With talks once more at an impasse, North Korea announced that it would conduct its first nuclear test. And six days later, on October 9, 2006, Pyongyang kept its word. The detonation was quite small by test standards; there was much doubt in nuclear circles about the effectiveness of the North Korean technology. But there was no denying the most sobering aspect: another country—isolated, impoverished, feeling deeply threatened by the United States but nonetheless defiant—had joined the exclusive club of nuclear weapon possessor states.
If the intent of the North Korean nuclear test was to get attention, it worked. Reactions were swift. The UN Security Council issued a resolution condemning the test, adding sanctions that had little teeth and in some cases repeated what was already in place. Former U.S. secretary of defense William Perry, writing in the Washington Post, declared the test a demonstration of “the total failure of the Bush administration’s policy” toward North Korea.[9] Ex-president Jimmy Carter was more conciliatory, pointing out that it was still possible to return to the 2005 Joint Statement: “What must be avoided,” he wrote, “is to leave a beleaguered nuclear nation convinced that it is permanently excluded from the international community, its existence threatened, its people suffering horrible deprivation, and its hard-liners in total control of military and political policy.”[10]
A sharply opposing perspective, but one that reflected the viewpoint of the U.S. hawks, was offered by David Frum, a Canadian who had previously served as President Bush’s speechwriter and claimed credit for the “axis of evil” concept.
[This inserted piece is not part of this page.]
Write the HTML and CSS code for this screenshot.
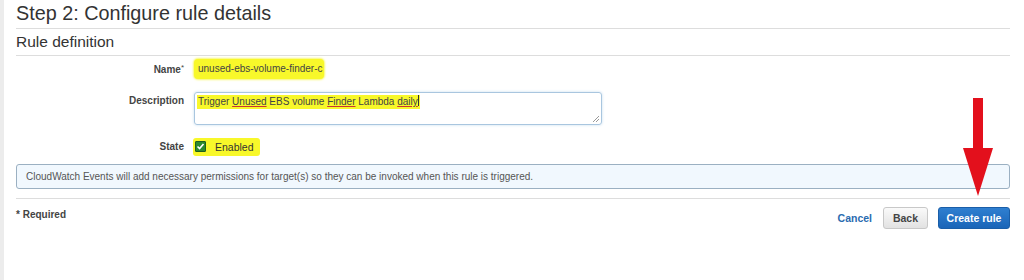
FILE: index.html
```html
<!DOCTYPE html>
<html>
<head>
<meta charset="utf-8">
<link rel="stylesheet" href="styles.css">
</head>
<body>
<div class="page">
  <div class="content">
    <h1 class="title">Step 2: Configure rule details</h1>
    <h2 class="section">Rule definition</h2>
    <div class="form">
      <div class="row row-name">
        <label class="label">Name<span class="star">*</span></label>
        <div class="field"><span class="input hl">unused-ebs-volume-finder-c</span></div>
      </div>
      <div class="row row-desc">
        <label class="label">Description</label>
        <div class="field">
          <div class="textarea"><span class="hl">Trigger <u class="sp">Unused</u> EBS volume <u class="sp">Finder</u> Lambda <u class="sp">daily</u><span class="caret"></span></span>
            <svg class="grip" width="8" height="8" viewBox="0 0 8 8"><path d="M7 1 L1 7 M7 4 L4 7" stroke="#999" stroke-width="1"/></svg>
          </div>
        </div>
      </div>
      <div class="row row-state">
        <label class="label">State</label>
        <div class="field"><span class="state hl"><span class="check"><svg width="9" height="9" viewBox="0 0 9 9"><path d="M1.5 4.5 L3.6 6.6 L7.5 2" fill="none" stroke="#fff" stroke-width="1.6"/></svg></span>Enabled</span></div>
      </div>
    </div>
    <div class="info">CloudWatch Events will add necessary permissions for target(s) so they can be invoked when this rule is triggered.</div>
    <div class="footer">
      <span class="required">* Required</span>
      <div class="actions">
        <a class="cancel">Cancel</a>
        <button class="btn back">Back</button>
        <button class="btn primary">Create rule</button>
      </div>
    </div>
  </div>
  <svg class="arrow" width="34" height="100" viewBox="0 0 34 100"><path d="M12 0 H22 V50 H32 L17 98 L2 50 H12 Z" fill="#e3101c"/></svg>
</div>
</body>
</html>
```

FILE: styles.css
```css
html, body { margin: 0; padding: 0; background: #fff; }
body { font-family: "Liberation Sans", Arial, sans-serif; color: #444; }
.page { position: relative; width: 1024px; height: 280px; border-left: 4px solid #ececec; box-sizing: border-box; }
.content { padding: 0 14px 0 12px; }
.title { margin: 0; padding-top: 1px; font-size: 19.8px; font-weight: normal; color: #333; line-height: 24px; height: 27px; border-bottom: 1px solid #ddd; }
.section { margin: 0; font-size: 15.5px; font-weight: normal; color: #333; line-height: 25px; height: 26px; border-bottom: 1px solid #ddd; }
.form { padding-top: 3px; }
.row { display: flex; align-items: flex-start; }
.label { width: 178px; text-align: right; font-size: 10px; font-weight: bold; color: #444; padding-right: 10px; box-sizing: border-box; }
.star { font-weight: normal; font-size: 8px; vertical-align: top; position: relative; top: -1px; }
.row-name .label { padding-top: 5px; }
.row-name { height: 33px; }
.input { display: inline-block; width: 130px; height: 20px; line-height: 20px; padding-left: 4px; box-sizing: border-box; font-size: 10px; color: #444; overflow: hidden; white-space: nowrap; border-radius: 4px; }
.hl { background: #ffff33; }
.input.hl { background: #f8f82a; box-shadow: 0 0 2px 1px #f8f870; }
.row-desc { height: 45px; }
.row-desc .label { padding-top: 3px; }
.textarea { position: relative; width: 408px; height: 33px; box-sizing: border-box; border: 1px solid #a9c6df; border-radius: 3px; box-shadow: 0 0 3px #c7ddef; padding: 2px 2px; font-size: 10px; line-height: 14px; }
.textarea .hl { display: inline-block; padding: 0 1px; background: #f8f82a; }
.sp { text-decoration: underline; text-decoration-color: #c33; }
.caret { display: inline-block; width: 1px; height: 11px; background: #333; vertical-align: -1px; }
.grip { position: absolute; right: 1px; bottom: 1px; }
.row-state { height: 27px; }
.row-state .label { padding-top: 4px; }
.state { display: inline-flex; align-items: center; height: 18px; width: 67px; box-sizing: border-box; padding-left: 2px; font-size: 10.5px; color: #333; background: #f8f82a; border-radius: 3px; margin-left: -1px; }
.check { display: inline-flex; align-items: center; justify-content: center; width: 9px; height: 9px; background: #2d8a2d; border: 1px solid #1e5e1e; border-radius: 1px; margin-right: 9px; }
.check svg { display: block; }
.info { height: 25px; box-sizing: border-box; border: 1px solid #9bb0c2; border-radius: 3px; background: #f1f8fe; font-size: 10px; line-height: 23px; padding-left: 9px; color: #555; }
.footer { margin-top: 9px; border-top: 1px solid #ddd; display: flex; justify-content: space-between; align-items: flex-start; padding-top: 8px; }
.required { font-size: 10px; font-weight: bold; color: #444; margin-top: 2px; }
.actions { display: flex; align-items: center; gap: 10px; }
.cancel { font-size: 10.5px; font-weight: bold; color: #2a6bb0; margin-right: 1px; }
.btn { font-family: inherit; font-size: 10.5px; font-weight: bold; height: 22px; border-radius: 3px; padding: 0 10px; cursor: pointer; }
.back { background: linear-gradient(#fafafa, #e2e2e2); border: 1px solid #c8c8c8; color: #444; width: 45px; padding: 0; }
.primary { background: linear-gradient(#2f7fd0, #1a65b8); border: 1px solid #1a5ea8; color: #fff; width: 72px; padding: 0; }
.arrow { position: absolute; left: 957px; top: 98px; }
```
Writing in the New York Times one day after the test, he advocated harsh measures: accelerating the deployment of U.S. missile defense systems; ending humanitarian aid to North Korea; bringing a number of Asian countries into NATO. Frum had one more brainstorm: the United States, he wrote, should “encourage Japan to renounce the Nuclear Nonproliferation Treaty and create its own nuclear deterrent.”[11] I breathed a sigh of relief that Frum was no longer in the policy-making loop.